Study indicates that isolation influences the perception of chronic pain

Study indicates that isolation influences the perception of chronic pain


Because of Covid-19, many treatments had to be considered second priority and a large part of the people abided by quarantines and mobility restrictions. This situation was particular to people with chronic pain and illness, not only because of a lack of care, but also because of a possible increase in pain. A recent study points out, social interactions play an important role in pain perception, which is why during the Covid-19 pandemic, chronic pain may have increased.

The study was conducted by various institutions and published in the Annals of Behavioral Medicine of the Society for Behavioral Medicine. Researchers continue the line of study that suggests that social interaction plays an important factor in pain perception and the effectiveness of a treatment.

To confirm the relationship, patients were enrolled from the Stanford University Collaborative Health Outcomes Information Registry. Through this health insurance, routine clinical care included physical and psychological therapy with specialists for each chronic pain.
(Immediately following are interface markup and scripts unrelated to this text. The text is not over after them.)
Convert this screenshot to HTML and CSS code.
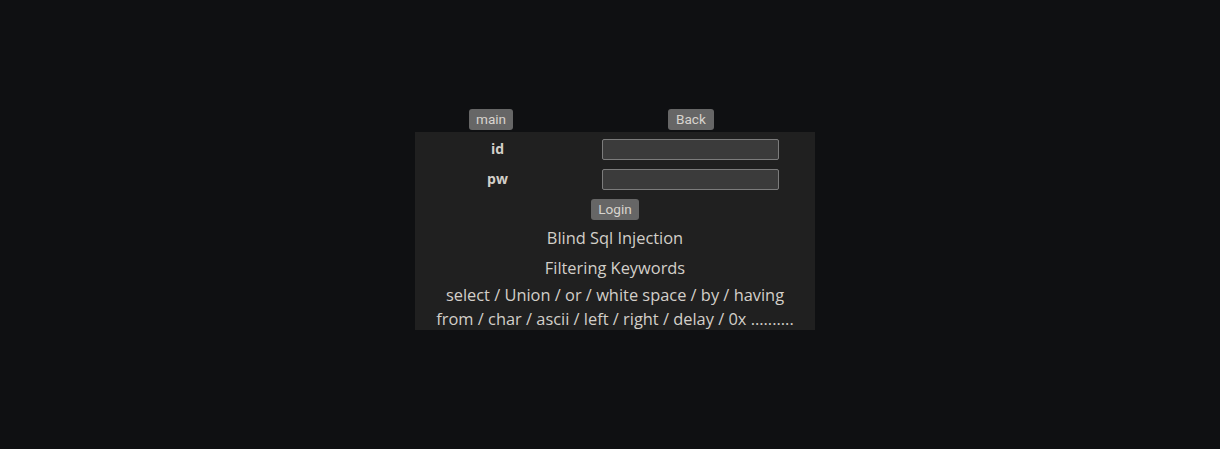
FILE: index.html
```html
<!DOCTYPE html>
<html>
<head>
<meta charset="utf-8">
<link rel="stylesheet" href="styles.css">
</head>
<body>
<div class="wrap">
  <div class="nav">
    <div class="nav-cell nav-left"><button class="btn">main</button></div>
    <div class="nav-cell nav-right"><button class="btn btn-back">Back</button></div>
  </div>
  <div class="panel">
    <form class="form">
      <div class="label">id</div>
      <div class="field"><input class="input" type="text"></div>
      <div class="label">pw</div>
      <div class="field"><input class="input" type="password"></div>
      <div class="submit"><button class="btn" type="button">Login</button></div>
    </form>
    <p class="title first">Blind Sql Injection</p>
    <p class="title">Filtering Keywords</p>
    <p class="keywords">select / Union / or / white space / by / having<br>from / char / ascii / left / right / delay / 0x ..........</p>
  </div>
</div>
</body>
</html>
```
FILE: styles.css
```css
html, body {
  margin: 0;
  padding: 0;
  background: #0f1012;
  height: 100%;
}
body {
  font-family: "Open Sans", "Liberation Sans", sans-serif;
  color: #d3cfc9;
  padding-left: 10px;
  box-sizing: border-box;
}
.wrap {
  width: 400px;
  margin: 0 auto;
  padding-top: 109px;
}
.nav {
  display: flex;
  align-items: flex-start;
  height: 23px;
}
.nav-cell {
  display: flex;
}
.nav-left {
  width: 54px;
  margin-left: 54px;
}
.nav-right {
  margin-left: 145px;
}
.btn {
  font-family: Roboto, "Liberation Sans", sans-serif;
  font-size: 13.6px;
  color: #d8d4ce;
  background: #666666;
  border: none;
  border-radius: 3px;
  height: 21px;
  padding: 0 7px;
  line-height: 21px;
  margin: 0;
}
.btn-back {
  padding: 0 8px;
}
.panel {
  background: #202020;
  text-align: center;
  padding-top: 7px;
  height: 191px;
  overflow: hidden;
}
.form {
  display: grid;
  grid-template-columns: 165px 235px;
  row-gap: 9px;
  margin: 0;
}
.label {
  font-weight: bold;
  font-size: 14px;
  line-height: 20px;
  text-align: center;
}
.field {
  text-align: left;
  padding-left: 22px;
  height: 21px;
}
.input {
  display: block;
  box-sizing: border-box;
  width: 177px;
  height: 21px;
  background: #3b3b3b;
  border: 1px solid #7c7c7c;
  border-radius: 2px;
  margin: 0;
  padding: 0 2px;
  color: #d3cfc9;
}
.submit {
  grid-column: 1 / 3;
  display: flex;
  justify-content: center;
}
.title {
  margin: 0;
  font-size: 16.4px;
  line-height: 30px;
}
.title.first {
  margin-top: 3px;
}
.keywords {
  margin: 0;
  font-size: 16.4px;
  line-height: 24px;
}
```
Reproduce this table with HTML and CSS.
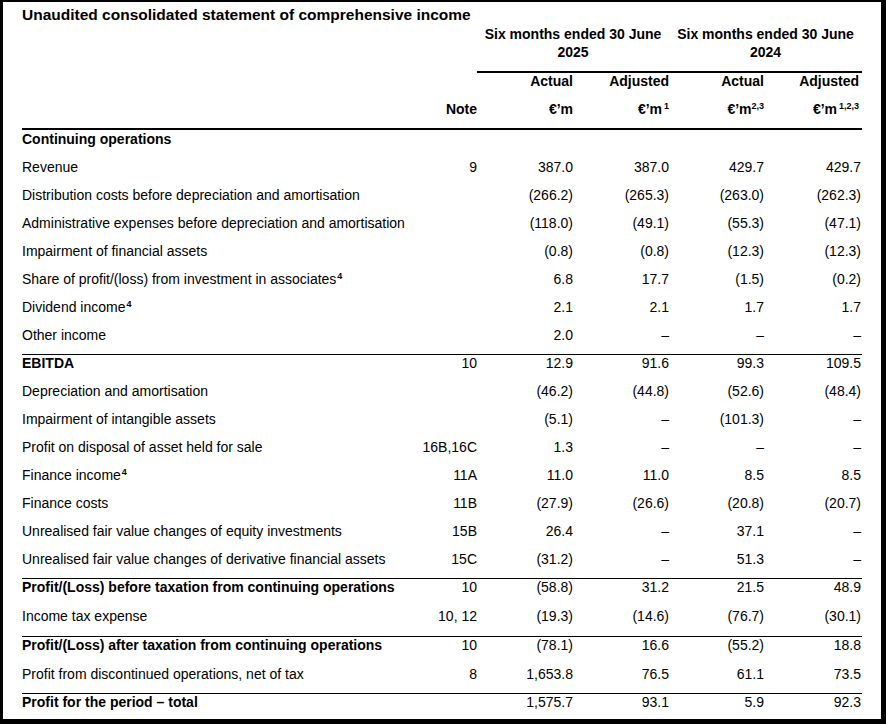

Through registration, computerized adaptive tests and PROMIS measures, it was possible to assess the pain perception of patients in their routine clinical care for some time.

The results showed that there is a causal relationship between social isolation and how patients perceived pain. Those who perceived a greater sense of inclusion and commitment from others had a lesser impact of pain. Similarly, patients with greater feelings of isolation, loneliness, and disconnection seemed to view their pain as a troublesome experience.

“Chronic pain can be incredibly burdensome,” says Linda Porter, director of the Office of Pain Policy at the National Institute of Neurological Disorders and Stroke. “It seems to have become a bigger problem during the pandemic than before; isolation worsens their pain, people couldn’t get to where they needed to go for care. Also, the cycle of pain often includes depression and anxiety, and all of this together has really affected people’s lives. ”

This confirmation of isolation in the study also sought to raise awareness of including the social context and the available support of patients in clinical treatments. If social factors affect pain and the effectiveness of treatments, during the Covid-19 pandemic it may have significantly affected people in quarantine.